In de bovenstaande gevallen dient er een nieuwe aanvraag te worden ingediend. Voor iedere nieuwe aanvraag dienen opnieuw leges te worden betaald. Er vindt geen resititutie plaats van reeds betaalde leges.
Het is niet nodig een nieuwe aanvraag in te dienen wanneer de wijziging betrekking heeft op mutaties in het postadres of het telefoonnummer dat op het aanvraagformulier staat vermeld. Dit zijn ondergeschikte gegevens voor de beoordeling van de aanvraag.

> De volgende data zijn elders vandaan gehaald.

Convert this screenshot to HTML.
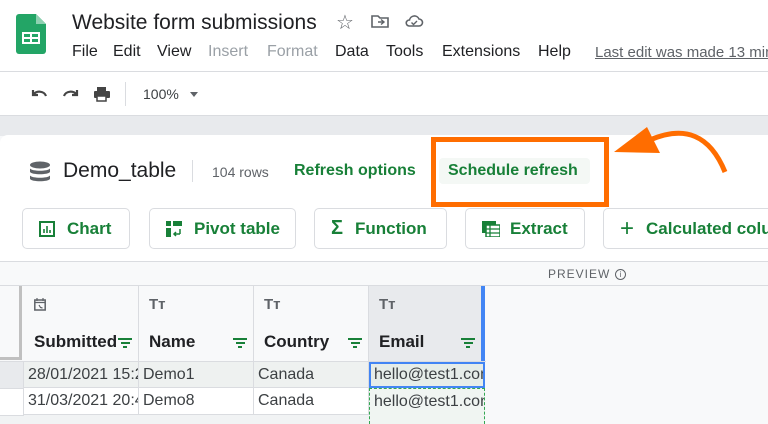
<!DOCTYPE html>
<html><head><style>
*{margin:0;padding:0;box-sizing:border-box}
html,body{width:768px;height:424px;overflow:hidden}
body{background:#f8f9fa;font-family:"Liberation Sans",Arial,sans-serif;position:relative}
.a{position:absolute;white-space:nowrap}
.m{position:absolute;top:43px;font-size:16px;color:#202124}
.btn{position:absolute;top:208px;height:41px;border:1px solid #dadce0;border-radius:5px;background:#fff;color:#188038;font-size:17px;font-weight:bold;display:flex;align-items:center;padding-left:16px;white-space:nowrap;overflow:hidden}
.hc{position:absolute;top:286px;height:76px;border-right:1px solid #dadce0;background:#f8f9fa}
.hc b{position:absolute;left:10px;top:46px;font-size:17px;color:#202124}
.tt{position:absolute;left:10px;top:10px;font-size:15px;font-weight:bold;color:#5f6368}
.flt{position:absolute;right:6px;top:52px;width:14px}
.flt i{display:block;height:1.5px;background:#188038;margin:0 auto 2.5px}
.cell{position:absolute;height:26px;font-size:16px;color:#3c4043;padding-left:4px;line-height:26px;overflow:hidden;white-space:nowrap;border-right:1px solid #dadce0;border-bottom:1px solid #dadce0}
</style></head><body>
<div class="a" style="left:0;top:0;width:768px;height:72px;background:#fff;border-bottom:1px solid #dadce0"></div>
<svg class="a" style="left:16px;top:14px" width="30" height="40" viewBox="0 0 30 40"><path d="M3 0h17l10 10v27a3 3 0 0 1-3 3H3a3 3 0 0 1-3-3V3a3 3 0 0 1 3-3z" fill="#23a566"/><path d="M20 0v10h10z" fill="#8ed1b1"/><rect x="6" y="18" width="18" height="12" fill="#fff"/><rect x="8" y="20" width="6" height="3" fill="#23a566"/><rect x="16" y="20" width="6" height="3" fill="#23a566"/><rect x="8" y="25" width="6" height="3" fill="#23a566"/><rect x="16" y="25" width="6" height="3" fill="#23a566"/></svg>
<div class="a" style="left:72px;top:11px;font-size:21px;color:#202124">Website form submissions</div>
<div class="a" style="left:336px;top:10px;font-size:20px;color:#5f6368">☆</div>
<svg class="a" style="left:371px;top:14px" width="18" height="14"><path d="M1 2h6l2 2h8v9H1z" fill="none" stroke="#5f6368" stroke-width="1.6"/><path d="M7 8h6M10 5.5l3 2.5-3 2.5" fill="none" stroke="#5f6368" stroke-width="1.4"/></svg>
<svg class="a" style="left:404px;top:14px" width="20" height="14"><path d="M5 12h10a3.5 3.5 0 0 0 0-7 5 5 0 0 0-9.5 1A3 3 0 0 0 5 12z" fill="none" stroke="#5f6368" stroke-width="1.6"/><path d="M7.5 8.5l2 2 3.5-3.5" fill="none" stroke="#5f6368" stroke-width="1.4"/></svg>
<span class="m" style="left:72px">File</span><span class="m" style="left:113px">Edit</span><span class="m" style="left:157px">View</span><span class="m" style="left:208px;color:#9aa0a6">Insert</span><span class="m" style="left:267px;color:#9aa0a6">Format</span><span class="m" style="left:335px">Data</span><span class="m" style="left:386px">Tools</span><span class="m" style="left:442px">Extensions</span><span class="m" style="left:538px">Help</span>
<div class="a" style="left:595px;top:44px;width:173px;height:20px;overflow:hidden"><span style="font-size:15px;color:#5f6368;text-decoration:underline">Last edit was made 13 minutes ago</span></div>
<div class="a" style="left:0;top:72px;width:768px;height:44px;background:#fff;border-bottom:1px solid #dadce0"></div>
<svg class="a" style="left:30px;top:86px" width="82" height="16"><path d="M3 4v5h5M3 9a7 6 0 0 1 13 1" fill="none" stroke="#444" stroke-width="2.2"/><path d="M47 4v5h-5M47 9a7 6 0 0 0-13 1" fill="none" stroke="#444" stroke-width="2.2"/><path d="M67 1h9v4h-9z" fill="#444"/><rect x="64" y="5" width="16" height="7" rx="1" fill="#444"/><rect x="67" y="10" width="9" height="5" fill="#fff" stroke="#444" stroke-width="1.5"/></svg>
<div class="a" style="left:125px;top:82px;width:1px;height:24px;background:#dadce0"></div>
<div class="a" style="left:143px;top:86px;font-size:14px;color:#3c4043">100%</div>
<div class="a" style="left:190px;top:92px;border:4px solid transparent;border-top:5px solid #5f6368"></div>
<div class="a" style="left:0;top:116px;width:768px;height:20px;background:#e8eaed"></div>
<div class="a" style="left:0;top:135px;width:768px;height:127px;background:#fff;border-radius:8px 0 0 0;border-bottom:1px solid #dadce0"></div>
<svg class="a" style="left:29px;top:161px" width="22" height="22"><ellipse cx="11" cy="4" rx="10" ry="3.5" fill="#5f6368"/><path d="M1 7.5c2 3 18 3 20 0v3.5c-2 3-18 3-20 0z M1 14.5c2 3 18 3 20 0v3.5c-2 3-18 3-20 0z" fill="#5f6368"/></svg>
<div class="a" style="left:63px;top:159px;font-size:21px;color:#202124">Demo_table</div>
<div class="a" style="left:192px;top:160px;width:1px;height:22px;background:#dadce0"></div>
<div class="a" style="left:212px;top:164px;font-size:14px;color:#5f6368">104 rows</div>
<div class="a" style="left:294px;top:162px;font-size:16px;color:#188038;font-weight:bold">Refresh options</div>
<div class="a" style="left:439px;top:158px;width:151px;height:26px;background:#f4f8f5;border-radius:4px"></div>
<div class="a" style="left:448px;top:162px;font-size:16px;color:#188038;font-weight:bold">Schedule refresh</div>
<div class="a" style="left:431px;top:137px;width:178px;height:70px;border:5px solid #ff6d00"></div>
<svg class="a" style="left:600px;top:120px" width="140" height="70"><path d="M125 52C110 15 85 5 50 20" fill="none" stroke="#ff6d00" stroke-width="5"/><path d="M14 32L47 7 60 33z" fill="#ff6d00"/></svg>
<div class="btn" style="left:22px;width:108px"><svg width="16" height="16" style="margin-right:12px"><rect x="1" y="1" width="14" height="14" fill="none" stroke="#188038" stroke-width="2"/><path d="M5 12V8M8 12V5M11 12V9" stroke="#188038" stroke-width="1.6"/></svg>Chart</div>
<div class="btn" style="left:149px;width:147px"><svg width="16" height="18" style="margin-right:12px"><rect x="0" y="1" width="5" height="5" fill="#188038"/><rect x="7" y="1" width="9" height="5" fill="#188038"/><rect x="0" y="8" width="5" height="9" fill="#188038"/><path d="M8 14h6M14 9v5M10 12l-2 2 2 2" fill="none" stroke="#188038" stroke-width="1.5"/></svg>Pivot table</div>
<div class="btn" style="left:314px;width:133px"><span style="font-size:20px;margin-right:12px">Σ</span>Function</div>
<div class="btn" style="left:465px;width:120px"><svg width="18" height="16" style="margin-right:10px"><rect x="0" y="0" width="14" height="12" fill="#188038"/><rect x="4" y="4" width="14" height="12" fill="#fff" stroke="#188038" stroke-width="1.5"/><path d="M4 8h14M4 12h14M8 4v12" stroke="#188038" stroke-width="1.3"/></svg>Extract</div>
<div class="btn" style="left:603px;width:165px;border-right:none;border-radius:5px 0 0 5px"><span style="font-size:24px;font-weight:normal;margin-right:12px">+</span>Calculated column</div>
<div class="a" style="left:548px;top:267px;font-size:12px;color:#5f6368;letter-spacing:1px">PREVIEW</div>
<div class="a" style="left:615px;top:269px;width:11px;height:11px;border:1.3px solid #5f6368;border-radius:50%;font-size:8px;line-height:9px;text-align:center;color:#5f6368">i</div>
<div class="a" style="left:0;top:285px;width:768px;height:1px;background:#dadce0"></div>
<div class="a" style="left:0;top:286px;width:22px;height:74px;background:#f8f9fa;border-right:3px solid #c0c0c0;border-bottom:3px solid #c0c0c0"></div>
<div class="hc" style="left:24px;width:115px"><svg class="a" style="left:10px;top:12px" width="12" height="13"><rect x="0.8" y="2" width="10.4" height="10" fill="none" stroke="#5f6368" stroke-width="1.5"/><path d="M1 4.5h10M3 0v3M9 0v3M5 7l1.5 2.5 2 .5" fill="none" stroke="#5f6368" stroke-width="1.2"/></svg><b>Submitted</b><div class="flt"><i style="width:14px"></i><i style="width:9px"></i><i style="width:4px"></i></div></div>
<div class="hc" style="left:139px;width:115px"><span class="tt">Tт</span><b>Name</b><div class="flt"><i style="width:14px"></i><i style="width:9px"></i><i style="width:4px"></i></div></div>
<div class="hc" style="left:254px;width:115px"><span class="tt">Tт</span><b>Country</b><div class="flt"><i style="width:14px"></i><i style="width:9px"></i><i style="width:4px"></i></div></div>
<div class="hc" style="left:369px;width:116px;background:#e8eaed;border-right:4px solid #4285f4"><span class="tt">Tт</span><b>Email</b><div class="flt"><i style="width:14px"></i><i style="width:9px"></i><i style="width:4px"></i></div></div>
<div class="a" style="left:0;top:361px;width:486px;height:1px;background:#dadce0"></div>
<div class="a" style="left:0;top:362px;width:24px;height:26px;background:#e8eaed;border-right:1px solid #dadce0"></div>
<div class="a" style="left:0;top:388px;width:24px;height:27px;background:#fff;border-right:1px solid #dadce0;border-top:1px solid #dadce0"></div>
<div class="a" style="left:0;top:415px;width:24px;height:9px;background:#f1f3f4;border-top:1px solid #dadce0"></div>
<div class="cell" style="left:24px;top:362px;width:115px;background:#eef1f0">28/01/2021 15:22</div>
<div class="cell" style="left:139px;top:362px;width:115px;background:#eef1f0">Demo1</div>
<div class="cell" style="left:254px;top:362px;width:115px;background:#eef1f0">Canada</div>
<div class="cell" style="left:369px;top:362px;width:116px;background:#e6ede9;border:2px solid #4285f4;padding-left:3px;line-height:22px">hello@test1.com</div>
<div class="cell" style="left:24px;top:388px;width:115px;height:27px;background:#fff">31/03/2021 20:45</div>
<div class="cell" style="left:139px;top:388px;width:115px;height:27px;background:#fff">Demo8</div>
<div class="cell" style="left:254px;top:388px;width:115px;height:27px;background:#fff">Canada</div>
<div class="cell" style="left:369px;top:388px;width:116px;height:36px;background:#f0f5f2;border:1px dashed #34a853;border-bottom:none;line-height:26px">hello@test1.com</div>
<div class="a" style="left:24px;top:415px;width:345px;height:9px;background:#f1f3f4"></div>
</body></html>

Paragraaf 5.5. Geldigheidsduur van de afgegeven VOG-RP
Aan de VOG-RP is geen geldigheidsduur verbonden. De VOG-RP is gekoppeld aan een specifiek doel (
artikel 28 Wjg). Wanneer een VOG-RP afgegeven wordt staat op de beschikking vermeld op welk doel de VOG-RP betrekking heeft en welke personen zijn gescreend.
De organisatie/instelling, die een VOG RP verlangt, dient zelf te beoordelen of het nodig is dat voor een rechtspersoon periodiek een nieuwe VOG-RP moet overleggen.